Q: Could prices here drop in the next year?
A: A sharp drop is not the base case when supply is around 2.5 to 4.0 months, but a flat or uneven 12-month path is possible. For buyers, that means you should underwrite the purchase around payment comfort and a 5- to 7-year hold, not around a quick resale after 12 to 24 months.
Q: What if I am considering this community mainly for schools?
A: Verify the exact address assignment before offering, then compare that school path against at least 2 nearby alternatives with similar prices. In this part of Charlotte, school differences can be meaningful, but so can a $300 monthly payment difference or a 15-minute commute penalty.
Q: How much should I worry about HOA cost and rules?
A: Enough to read the documents before your due-diligence window gets short. A fee difference of $75 to $150 per month affects affordability, but the bigger issue is whether the association has adequate reserves, rental restrictions, pending assessments, and enforcement patterns that could hurt resale or financing later.
Q: What is the smartest next step if I am serious about a home in The Pines at Paw Creek?
A: Shortlist 3 homes, compare total monthly cost within a $200 band, confirm HOA terms, and review repair exposure line by line before offering.
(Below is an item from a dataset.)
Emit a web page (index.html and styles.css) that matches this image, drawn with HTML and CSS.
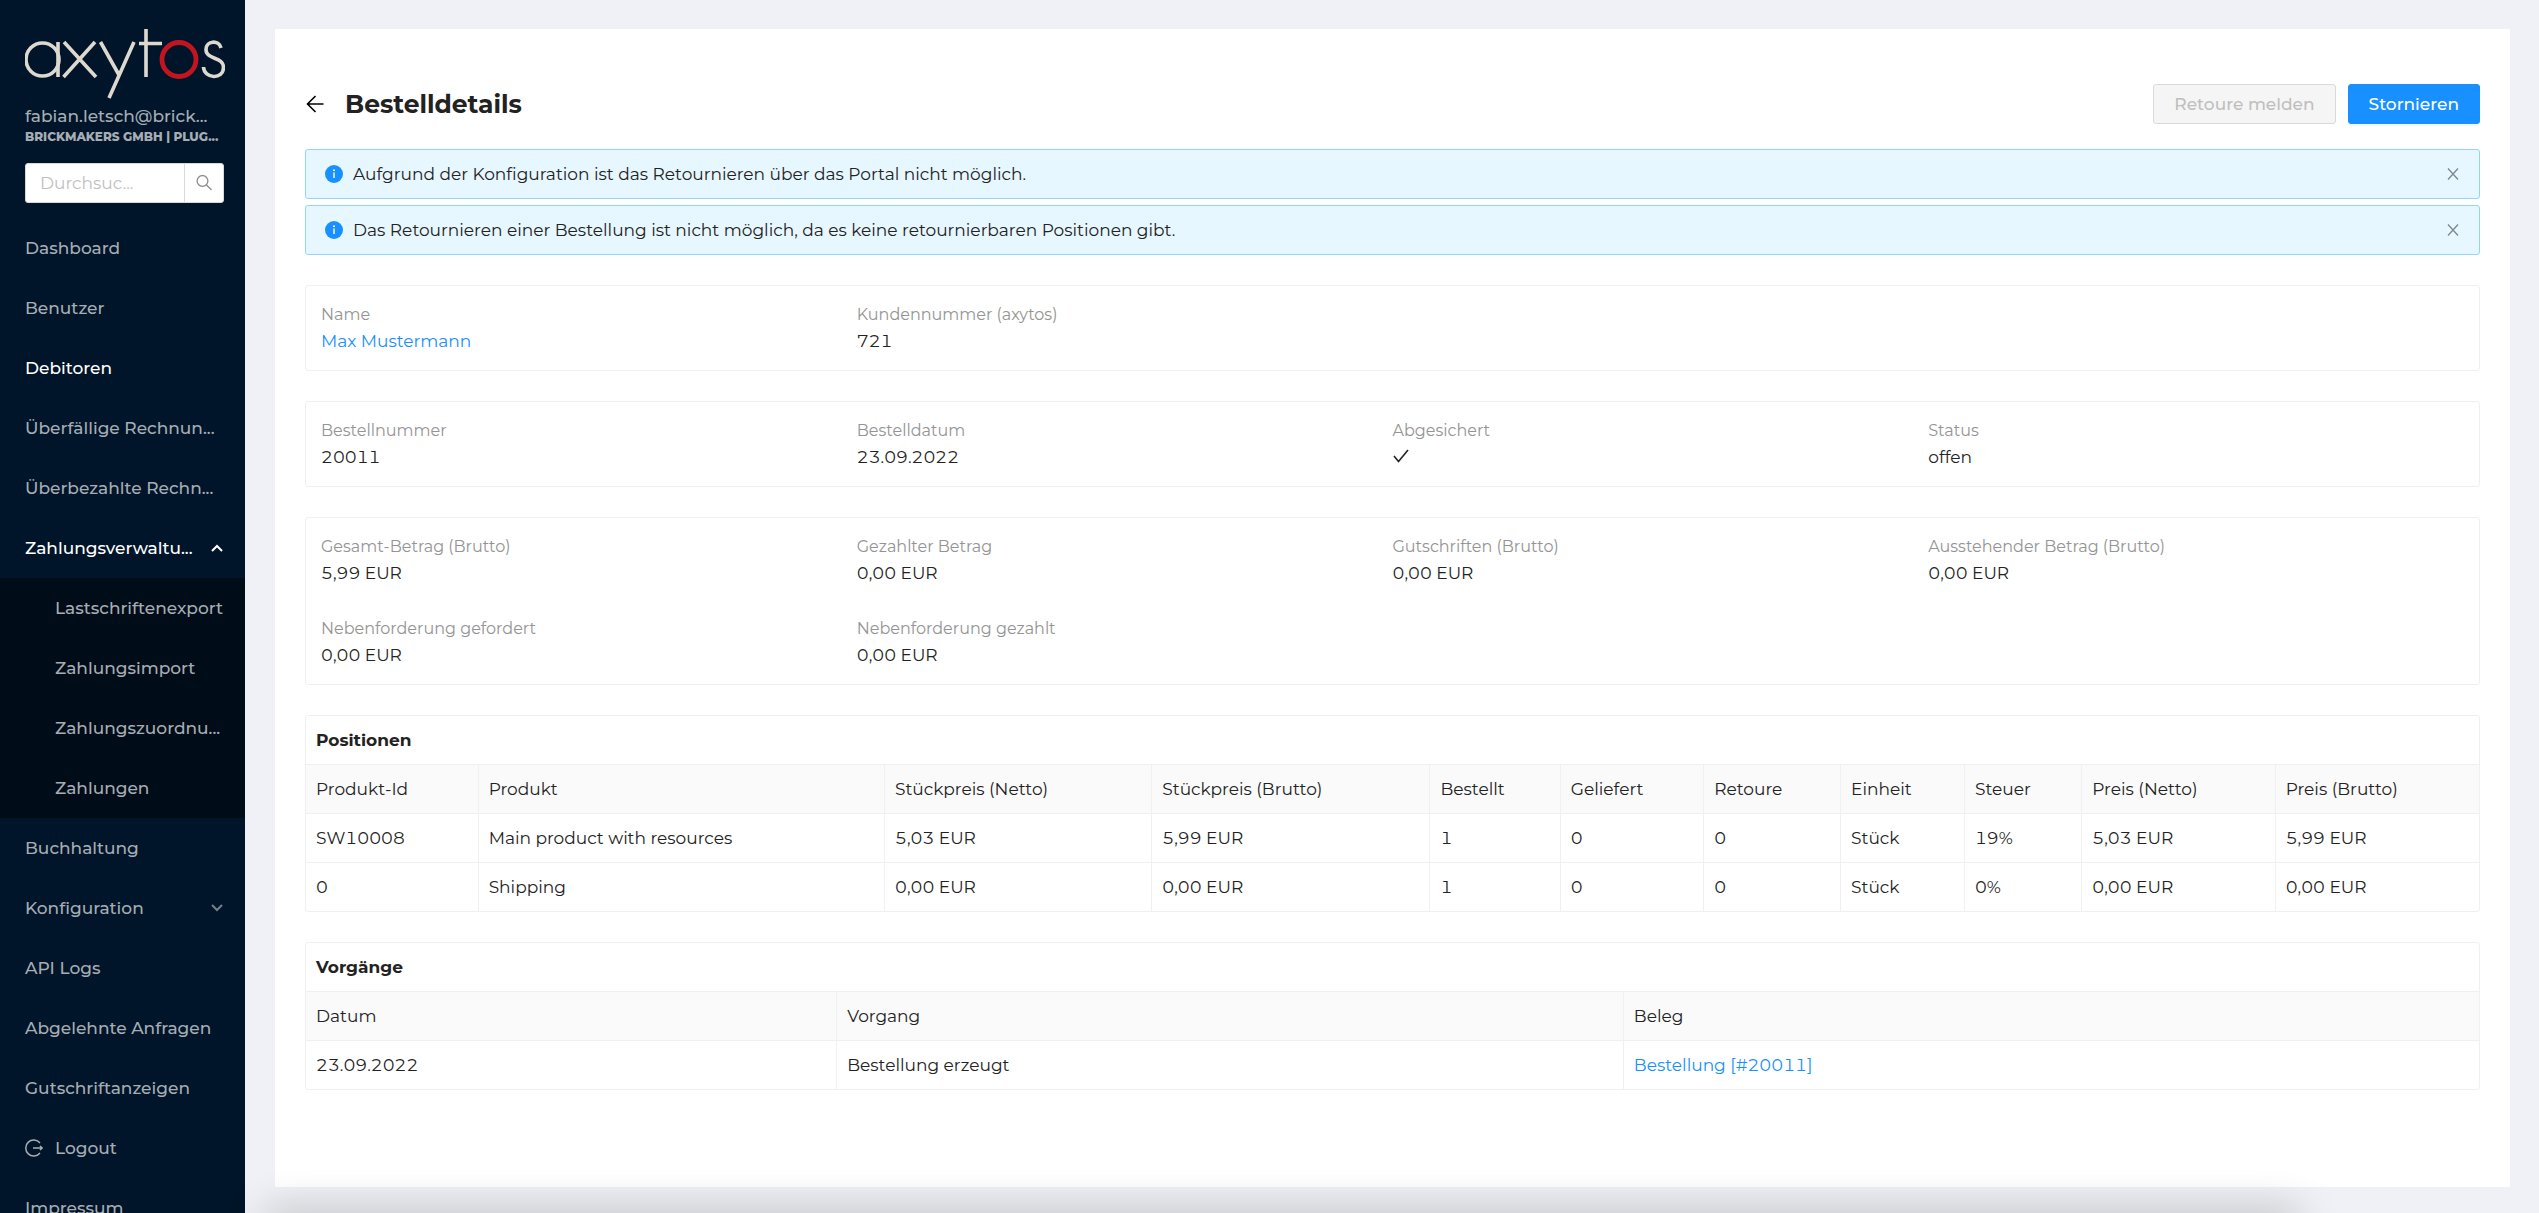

The risk of moving too slowly is losing the one clean listing that fits both budget and resale logic, so your next move should be a targeted community-level comparison with an offer strategy attached.
Sources/reference categories used for this recap: local MLS and REALTOR market summaries for pricing, inventory, DOM, and list-to-sale patterns; Mecklenburg County tax and property records for tax logic and assessed-value context; mortgage-rate and underwriting norms for affordability thresholds and payment ranges; school district and school-rating source categories for assignment and performance bands; Census/ACS and regional income datasets for household income context; insurer and homeowner-cost benchmarks for insurance and ownership-cost ranges.